::: RECORDS TO PROCESS :::
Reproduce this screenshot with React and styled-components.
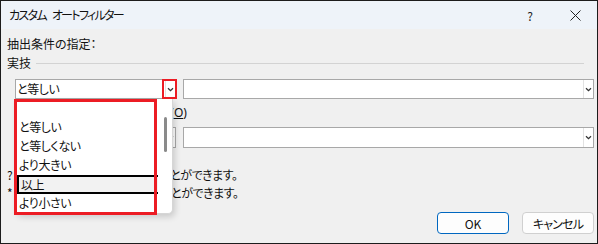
:::
::: RECORDS TO PROCESS :::
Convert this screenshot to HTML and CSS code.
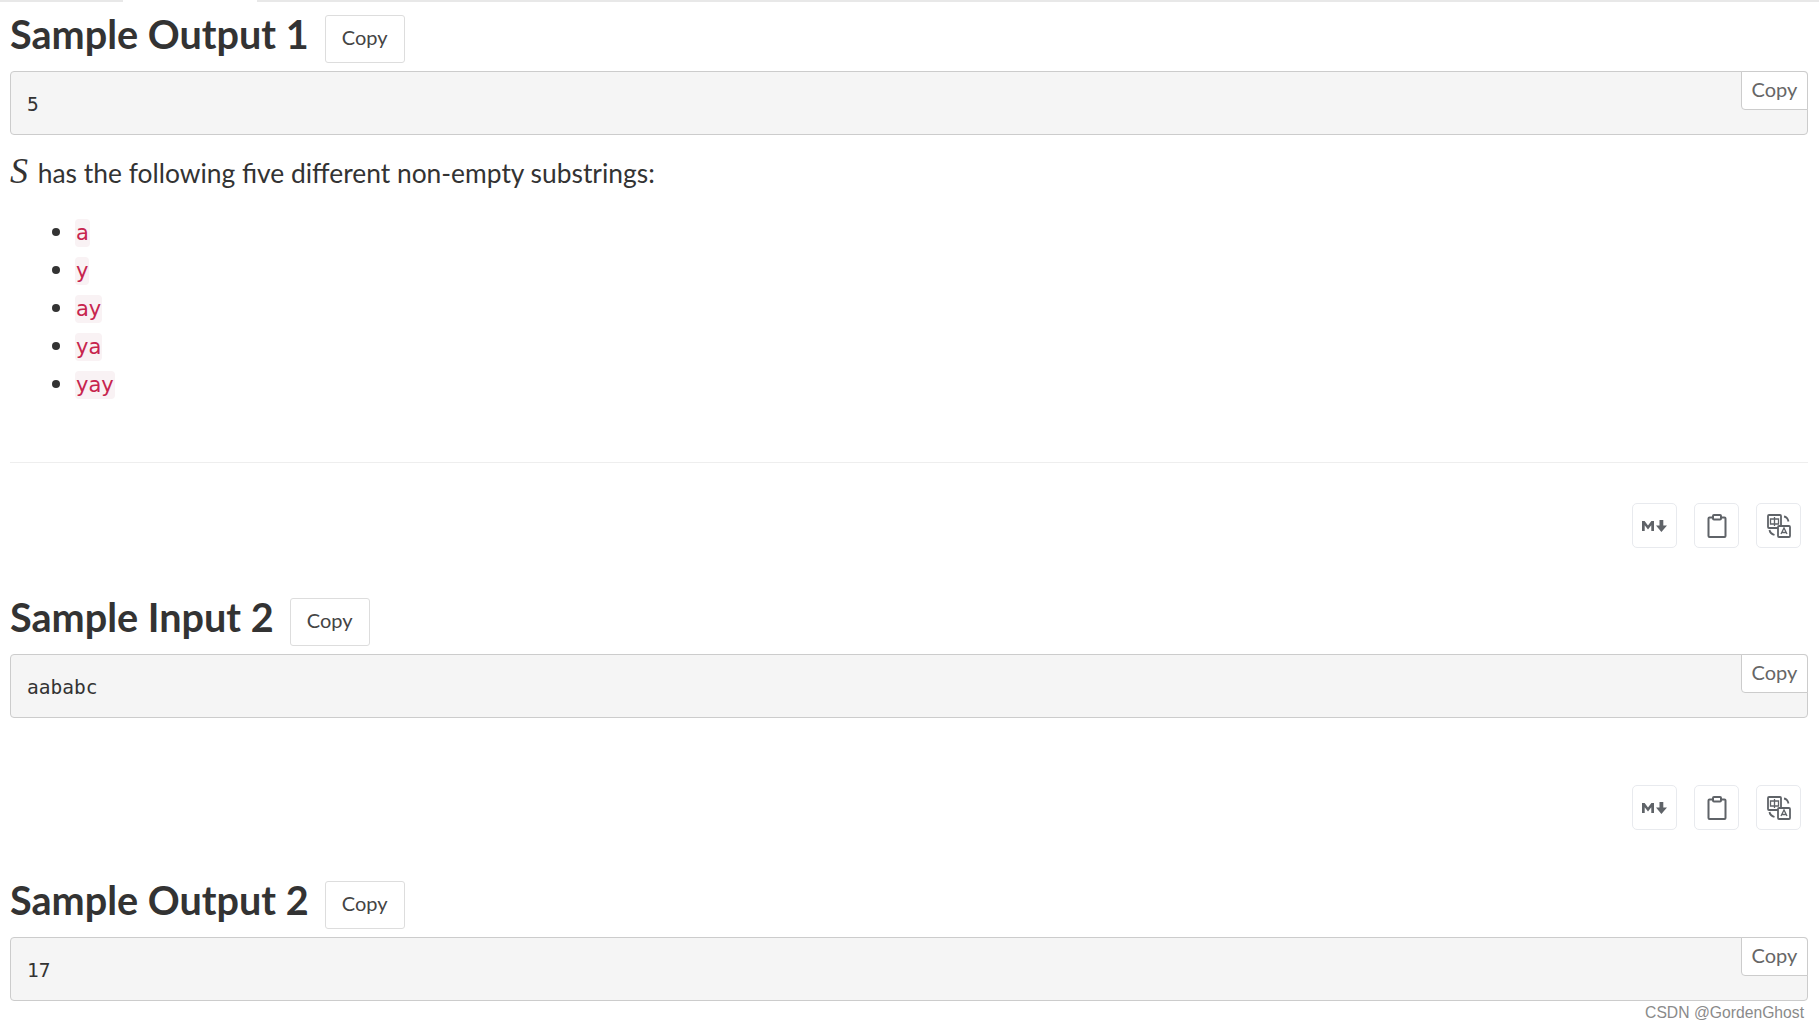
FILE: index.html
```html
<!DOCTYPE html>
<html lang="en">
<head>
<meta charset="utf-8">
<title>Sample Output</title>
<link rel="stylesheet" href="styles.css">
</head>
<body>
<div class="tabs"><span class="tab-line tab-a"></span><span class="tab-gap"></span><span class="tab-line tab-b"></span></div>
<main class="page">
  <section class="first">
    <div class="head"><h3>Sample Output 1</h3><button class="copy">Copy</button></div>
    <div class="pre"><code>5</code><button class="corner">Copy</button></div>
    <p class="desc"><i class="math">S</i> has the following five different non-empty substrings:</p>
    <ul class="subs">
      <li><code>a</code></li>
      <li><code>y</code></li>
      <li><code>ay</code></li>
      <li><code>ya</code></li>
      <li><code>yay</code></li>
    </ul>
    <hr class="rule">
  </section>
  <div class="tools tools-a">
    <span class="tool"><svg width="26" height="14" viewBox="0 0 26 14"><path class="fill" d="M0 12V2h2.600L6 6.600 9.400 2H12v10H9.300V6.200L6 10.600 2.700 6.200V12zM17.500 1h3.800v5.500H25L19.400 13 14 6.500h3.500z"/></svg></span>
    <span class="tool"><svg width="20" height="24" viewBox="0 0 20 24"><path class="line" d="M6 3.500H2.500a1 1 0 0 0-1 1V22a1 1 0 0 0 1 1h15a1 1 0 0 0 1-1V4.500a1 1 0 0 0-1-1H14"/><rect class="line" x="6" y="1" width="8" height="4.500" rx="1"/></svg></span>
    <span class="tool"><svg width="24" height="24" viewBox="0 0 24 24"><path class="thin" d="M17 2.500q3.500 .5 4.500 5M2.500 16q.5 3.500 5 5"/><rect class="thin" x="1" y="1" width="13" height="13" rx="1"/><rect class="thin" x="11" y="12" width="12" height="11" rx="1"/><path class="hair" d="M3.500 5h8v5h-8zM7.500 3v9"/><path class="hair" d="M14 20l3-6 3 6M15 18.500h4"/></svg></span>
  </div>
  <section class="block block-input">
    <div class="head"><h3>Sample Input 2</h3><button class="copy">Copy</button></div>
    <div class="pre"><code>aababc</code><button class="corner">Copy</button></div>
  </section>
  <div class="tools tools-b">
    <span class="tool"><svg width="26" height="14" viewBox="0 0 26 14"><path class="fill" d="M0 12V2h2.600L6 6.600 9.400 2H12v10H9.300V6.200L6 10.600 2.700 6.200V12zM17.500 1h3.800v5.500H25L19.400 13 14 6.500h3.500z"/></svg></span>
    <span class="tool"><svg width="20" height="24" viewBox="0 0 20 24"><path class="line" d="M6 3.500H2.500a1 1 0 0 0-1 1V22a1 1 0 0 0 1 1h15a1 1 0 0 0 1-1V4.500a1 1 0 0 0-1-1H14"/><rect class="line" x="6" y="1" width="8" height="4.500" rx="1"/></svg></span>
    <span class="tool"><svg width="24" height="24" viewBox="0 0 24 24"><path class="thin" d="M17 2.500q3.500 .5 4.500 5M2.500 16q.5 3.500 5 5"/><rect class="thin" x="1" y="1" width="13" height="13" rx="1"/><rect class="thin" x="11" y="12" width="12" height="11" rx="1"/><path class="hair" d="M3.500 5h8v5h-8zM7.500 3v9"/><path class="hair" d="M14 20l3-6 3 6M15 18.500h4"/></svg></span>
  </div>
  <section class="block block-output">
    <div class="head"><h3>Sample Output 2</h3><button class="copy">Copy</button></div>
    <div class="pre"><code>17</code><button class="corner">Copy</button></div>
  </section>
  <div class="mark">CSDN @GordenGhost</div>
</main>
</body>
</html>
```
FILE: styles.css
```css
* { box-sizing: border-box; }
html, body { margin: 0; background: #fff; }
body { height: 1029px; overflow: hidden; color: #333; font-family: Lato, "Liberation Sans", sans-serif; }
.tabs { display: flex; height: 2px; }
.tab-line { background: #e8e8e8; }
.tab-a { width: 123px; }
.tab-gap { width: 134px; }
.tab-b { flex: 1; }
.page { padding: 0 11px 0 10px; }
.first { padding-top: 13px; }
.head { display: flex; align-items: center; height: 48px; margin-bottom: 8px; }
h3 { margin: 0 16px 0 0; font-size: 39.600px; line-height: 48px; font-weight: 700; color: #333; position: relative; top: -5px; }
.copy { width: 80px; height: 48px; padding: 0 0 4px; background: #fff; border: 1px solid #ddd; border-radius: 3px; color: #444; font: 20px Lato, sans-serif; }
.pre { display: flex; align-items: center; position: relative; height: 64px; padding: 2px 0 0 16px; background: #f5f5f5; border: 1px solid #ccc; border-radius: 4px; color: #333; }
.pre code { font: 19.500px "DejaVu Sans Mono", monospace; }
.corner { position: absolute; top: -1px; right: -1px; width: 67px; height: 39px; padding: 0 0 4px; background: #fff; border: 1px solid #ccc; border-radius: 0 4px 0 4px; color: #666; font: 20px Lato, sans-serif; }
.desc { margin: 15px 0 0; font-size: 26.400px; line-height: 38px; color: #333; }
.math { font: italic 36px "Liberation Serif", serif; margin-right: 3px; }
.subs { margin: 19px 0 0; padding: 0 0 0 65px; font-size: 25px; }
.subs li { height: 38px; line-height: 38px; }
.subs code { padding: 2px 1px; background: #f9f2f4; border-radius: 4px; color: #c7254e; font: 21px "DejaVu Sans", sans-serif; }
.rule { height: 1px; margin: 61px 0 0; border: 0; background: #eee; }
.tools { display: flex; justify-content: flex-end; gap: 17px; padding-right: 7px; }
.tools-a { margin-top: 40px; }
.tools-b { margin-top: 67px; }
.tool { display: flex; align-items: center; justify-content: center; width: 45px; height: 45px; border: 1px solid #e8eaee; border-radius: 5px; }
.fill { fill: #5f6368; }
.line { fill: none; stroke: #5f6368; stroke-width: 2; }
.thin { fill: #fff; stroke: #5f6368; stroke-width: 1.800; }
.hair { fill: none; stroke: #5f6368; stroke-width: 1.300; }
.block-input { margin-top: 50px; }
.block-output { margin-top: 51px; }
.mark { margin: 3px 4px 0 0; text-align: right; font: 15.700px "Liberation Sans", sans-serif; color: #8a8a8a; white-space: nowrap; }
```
:::
::: RECORDS TO PROCESS :::
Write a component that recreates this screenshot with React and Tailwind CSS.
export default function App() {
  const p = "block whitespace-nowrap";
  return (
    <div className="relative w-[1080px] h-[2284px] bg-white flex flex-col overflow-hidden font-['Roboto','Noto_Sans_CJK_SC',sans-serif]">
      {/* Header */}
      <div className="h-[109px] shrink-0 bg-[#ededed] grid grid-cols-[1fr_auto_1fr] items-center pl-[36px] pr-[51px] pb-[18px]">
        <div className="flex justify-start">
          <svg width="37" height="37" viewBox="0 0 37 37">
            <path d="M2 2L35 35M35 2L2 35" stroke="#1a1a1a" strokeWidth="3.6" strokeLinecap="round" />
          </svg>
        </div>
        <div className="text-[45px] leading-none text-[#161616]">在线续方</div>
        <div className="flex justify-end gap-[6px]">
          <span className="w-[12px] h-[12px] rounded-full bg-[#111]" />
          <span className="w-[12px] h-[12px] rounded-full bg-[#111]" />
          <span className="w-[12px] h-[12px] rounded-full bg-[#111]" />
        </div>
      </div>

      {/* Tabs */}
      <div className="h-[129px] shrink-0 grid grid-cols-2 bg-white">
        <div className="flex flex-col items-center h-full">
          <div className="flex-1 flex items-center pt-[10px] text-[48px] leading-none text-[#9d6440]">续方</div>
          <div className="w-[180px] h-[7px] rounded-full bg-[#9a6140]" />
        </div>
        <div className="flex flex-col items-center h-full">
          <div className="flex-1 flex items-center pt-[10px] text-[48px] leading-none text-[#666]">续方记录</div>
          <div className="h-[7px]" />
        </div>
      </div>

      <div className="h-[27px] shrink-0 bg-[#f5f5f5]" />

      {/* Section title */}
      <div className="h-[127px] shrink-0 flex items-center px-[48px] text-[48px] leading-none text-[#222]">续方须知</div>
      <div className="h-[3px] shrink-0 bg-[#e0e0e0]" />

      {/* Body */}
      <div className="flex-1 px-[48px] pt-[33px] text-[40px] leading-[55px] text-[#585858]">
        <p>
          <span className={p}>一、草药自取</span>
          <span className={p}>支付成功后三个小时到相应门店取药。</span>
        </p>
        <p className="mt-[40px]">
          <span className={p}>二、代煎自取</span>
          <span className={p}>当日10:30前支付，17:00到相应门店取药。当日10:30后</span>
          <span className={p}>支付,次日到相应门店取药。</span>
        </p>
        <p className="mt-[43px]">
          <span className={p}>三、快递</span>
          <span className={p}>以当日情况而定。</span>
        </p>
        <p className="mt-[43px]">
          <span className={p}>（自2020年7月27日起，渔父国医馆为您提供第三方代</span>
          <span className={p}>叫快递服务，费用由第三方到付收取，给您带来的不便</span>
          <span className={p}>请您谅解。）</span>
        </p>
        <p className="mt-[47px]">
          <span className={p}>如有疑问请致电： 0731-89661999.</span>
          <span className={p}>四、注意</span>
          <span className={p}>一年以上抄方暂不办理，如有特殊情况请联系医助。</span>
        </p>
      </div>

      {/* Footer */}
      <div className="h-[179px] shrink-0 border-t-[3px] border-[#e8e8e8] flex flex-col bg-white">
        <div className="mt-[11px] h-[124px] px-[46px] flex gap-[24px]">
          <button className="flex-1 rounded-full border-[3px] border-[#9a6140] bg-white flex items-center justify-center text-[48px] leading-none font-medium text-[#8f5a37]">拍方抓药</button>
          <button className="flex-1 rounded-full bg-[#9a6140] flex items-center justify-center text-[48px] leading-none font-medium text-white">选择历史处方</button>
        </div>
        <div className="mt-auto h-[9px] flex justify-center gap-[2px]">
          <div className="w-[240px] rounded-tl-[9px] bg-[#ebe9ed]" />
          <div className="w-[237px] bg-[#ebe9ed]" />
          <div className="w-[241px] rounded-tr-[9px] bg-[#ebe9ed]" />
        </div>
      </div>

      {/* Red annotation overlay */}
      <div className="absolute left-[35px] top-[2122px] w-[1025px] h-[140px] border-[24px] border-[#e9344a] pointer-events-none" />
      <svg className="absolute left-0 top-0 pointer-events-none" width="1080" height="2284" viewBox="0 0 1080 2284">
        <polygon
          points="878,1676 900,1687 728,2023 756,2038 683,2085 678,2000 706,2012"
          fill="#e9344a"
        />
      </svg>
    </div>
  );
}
:::
Note every line above where the string "screenshot" shows up, and copy those lines.

Reproduce this screenshot with React and styled-components.
Convert this screenshot to HTML and CSS code.
Write a component that recreates this screenshot with React and Tailwind CSS.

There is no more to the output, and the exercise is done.